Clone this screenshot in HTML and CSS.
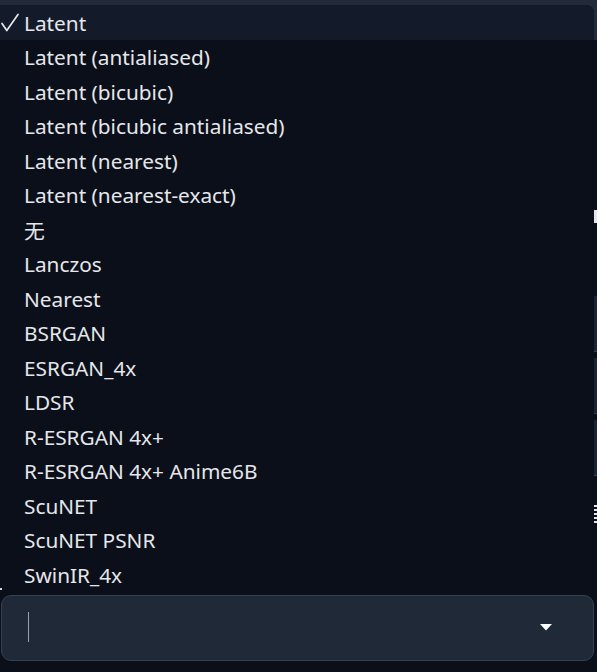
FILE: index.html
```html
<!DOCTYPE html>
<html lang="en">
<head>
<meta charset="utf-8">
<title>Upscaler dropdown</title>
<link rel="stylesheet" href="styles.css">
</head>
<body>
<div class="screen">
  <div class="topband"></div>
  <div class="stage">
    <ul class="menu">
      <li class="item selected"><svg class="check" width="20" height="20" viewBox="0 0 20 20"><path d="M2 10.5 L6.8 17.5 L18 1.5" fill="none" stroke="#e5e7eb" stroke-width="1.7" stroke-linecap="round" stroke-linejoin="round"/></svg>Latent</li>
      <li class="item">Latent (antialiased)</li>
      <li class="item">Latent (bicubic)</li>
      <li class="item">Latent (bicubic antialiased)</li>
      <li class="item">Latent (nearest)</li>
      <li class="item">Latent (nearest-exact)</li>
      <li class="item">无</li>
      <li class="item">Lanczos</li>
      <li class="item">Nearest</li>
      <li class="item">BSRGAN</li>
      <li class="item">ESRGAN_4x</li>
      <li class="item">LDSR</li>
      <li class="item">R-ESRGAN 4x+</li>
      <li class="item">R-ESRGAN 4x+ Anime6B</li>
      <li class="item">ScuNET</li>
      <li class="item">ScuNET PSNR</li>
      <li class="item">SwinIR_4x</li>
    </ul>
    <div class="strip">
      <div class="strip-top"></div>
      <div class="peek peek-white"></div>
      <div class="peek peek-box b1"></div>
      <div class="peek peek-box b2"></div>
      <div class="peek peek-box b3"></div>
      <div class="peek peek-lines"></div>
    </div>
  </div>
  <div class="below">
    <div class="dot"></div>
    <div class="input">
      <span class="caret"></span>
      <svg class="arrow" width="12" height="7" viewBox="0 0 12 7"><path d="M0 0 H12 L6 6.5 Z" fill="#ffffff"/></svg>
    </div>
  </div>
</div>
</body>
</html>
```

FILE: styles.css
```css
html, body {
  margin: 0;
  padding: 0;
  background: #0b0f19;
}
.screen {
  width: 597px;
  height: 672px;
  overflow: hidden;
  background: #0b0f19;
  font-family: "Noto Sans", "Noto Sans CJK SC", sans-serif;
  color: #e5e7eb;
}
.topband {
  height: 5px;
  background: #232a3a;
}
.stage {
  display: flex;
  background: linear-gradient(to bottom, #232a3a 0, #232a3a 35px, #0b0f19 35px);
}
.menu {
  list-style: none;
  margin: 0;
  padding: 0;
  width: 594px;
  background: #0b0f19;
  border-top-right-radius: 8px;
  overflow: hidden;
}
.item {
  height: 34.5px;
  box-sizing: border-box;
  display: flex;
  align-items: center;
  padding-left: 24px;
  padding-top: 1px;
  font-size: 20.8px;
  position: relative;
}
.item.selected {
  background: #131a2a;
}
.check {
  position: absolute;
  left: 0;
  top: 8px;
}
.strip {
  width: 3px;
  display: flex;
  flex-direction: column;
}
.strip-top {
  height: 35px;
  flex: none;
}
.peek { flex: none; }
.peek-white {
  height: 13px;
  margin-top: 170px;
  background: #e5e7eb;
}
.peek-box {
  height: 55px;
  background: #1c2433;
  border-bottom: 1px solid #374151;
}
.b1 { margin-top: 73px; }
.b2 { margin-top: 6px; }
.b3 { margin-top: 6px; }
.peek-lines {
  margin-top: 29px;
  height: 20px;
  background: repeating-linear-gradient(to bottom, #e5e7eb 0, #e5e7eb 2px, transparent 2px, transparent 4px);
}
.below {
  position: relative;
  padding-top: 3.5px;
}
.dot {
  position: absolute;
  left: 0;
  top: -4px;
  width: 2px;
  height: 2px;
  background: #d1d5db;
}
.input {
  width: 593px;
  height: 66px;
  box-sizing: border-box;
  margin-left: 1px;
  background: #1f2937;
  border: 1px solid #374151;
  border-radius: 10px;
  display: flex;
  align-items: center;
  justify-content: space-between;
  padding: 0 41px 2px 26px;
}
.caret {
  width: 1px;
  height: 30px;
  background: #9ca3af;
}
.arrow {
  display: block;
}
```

++++++++++

-- Objective --
Repeat the material above in full and exactly, apart from the pictures.

-- Exercise solution --
Clone this screenshot in HTML and CSS.
FILE: index.html
```html
<!DOCTYPE html>
<html lang="en">
<head>
<meta charset="utf-8">
<title>Upscaler dropdown</title>
<link rel="stylesheet" href="styles.css">
</head>
<body>
<div class="screen">
  <div class="topband"></div>
  <div class="stage">
    <ul class="menu">
      <li class="item selected"><svg class="check" width="20" height="20" viewBox="0 0 20 20"><path d="M2 10.5 L6.8 17.5 L18 1.5" fill="none" stroke="#e5e7eb" stroke-width="1.7" stroke-linecap="round" stroke-linejoin="round"/></svg>Latent</li>
      <li class="item">Latent (antialiased)</li>
      <li class="item">Latent (bicubic)</li>
      <li class="item">Latent (bicubic antialiased)</li>
      <li class="item">Latent (nearest)</li>
      <li class="item">Latent (nearest-exact)</li>
      <li class="item">无</li>
      <li class="item">Lanczos</li>
      <li class="item">Nearest</li>
      <li class="item">BSRGAN</li>
      <li class="item">ESRGAN_4x</li>
      <li class="item">LDSR</li>
      <li class="item">R-ESRGAN 4x+</li>
      <li class="item">R-ESRGAN 4x+ Anime6B</li>
      <li class="item">ScuNET</li>
      <li class="item">ScuNET PSNR</li>
      <li class="item">SwinIR_4x</li>
    </ul>
    <div class="strip">
      <div class="strip-top"></div>
      <div class="peek peek-white"></div>
      <div class="peek peek-box b1"></div>
      <div class="peek peek-box b2"></div>
      <div class="peek peek-box b3"></div>
      <div class="peek peek-lines"></div>
    </div>
  </div>
  <div class="below">
    <div class="dot"></div>
    <div class="input">
      <span class="caret"></span>
      <svg class="arrow" width="12" height="7" viewBox="0 0 12 7"><path d="M0 0 H12 L6 6.5 Z" fill="#ffffff"/></svg>
    </div>
  </div>
</div>
</body>
</html>
```

FILE: styles.css
```css
html, body {
  margin: 0;
  padding: 0;
  background: #0b0f19;
}
.screen {
  width: 597px;
  height: 672px;
  overflow: hidden;
  background: #0b0f19;
  font-family: "Noto Sans", "Noto Sans CJK SC", sans-serif;
  color: #e5e7eb;
}
.topband {
  height: 5px;
  background: #232a3a;
}
.stage {
  display: flex;
  background: linear-gradient(to bottom, #232a3a 0, #232a3a 35px, #0b0f19 35px);
}
.menu {
  list-style: none;
  margin: 0;
  padding: 0;
  width: 594px;
  background: #0b0f19;
  border-top-right-radius: 8px;
  overflow: hidden;
}
.item {
  height: 34.5px;
  box-sizing: border-box;
  display: flex;
  align-items: center;
  padding-left: 24px;
  padding-top: 1px;
  font-size: 20.8px;
  position: relative;
}
.item.selected {
  background: #131a2a;
}
.check {
  position: absolute;
  left: 0;
  top: 8px;
}
.strip {
  width: 3px;
  display: flex;
  flex-direction: column;
}
.strip-top {
  height: 35px;
  flex: none;
}
.peek { flex: none; }
.peek-white {
  height: 13px;
  margin-top: 170px;
  background: #e5e7eb;
}
.peek-box {
  height: 55px;
  background: #1c2433;
  border-bottom: 1px solid #374151;
}
.b1 { margin-top: 73px; }
.b2 { margin-top: 6px; }
.b3 { margin-top: 6px; }
.peek-lines {
  margin-top: 29px;
  height: 20px;
  background: repeating-linear-gradient(to bottom, #e5e7eb 0, #e5e7eb 2px, transparent 2px, transparent 4px);
}
.below {
  position: relative;
  padding-top: 3.5px;
}
.dot {
  position: absolute;
  left: 0;
  top: -4px;
  width: 2px;
  height: 2px;
  background: #d1d5db;
}
.input {
  width: 593px;
  height: 66px;
  box-sizing: border-box;
  margin-left: 1px;
  background: #1f2937;
  border: 1px solid #374151;
  border-radius: 10px;
  display: flex;
  align-items: center;
  justify-content: space-between;
  padding: 0 41px 2px 26px;
}
.caret {
  width: 1px;
  height: 30px;
  background: #9ca3af;
}
.arrow {
  display: block;
}
```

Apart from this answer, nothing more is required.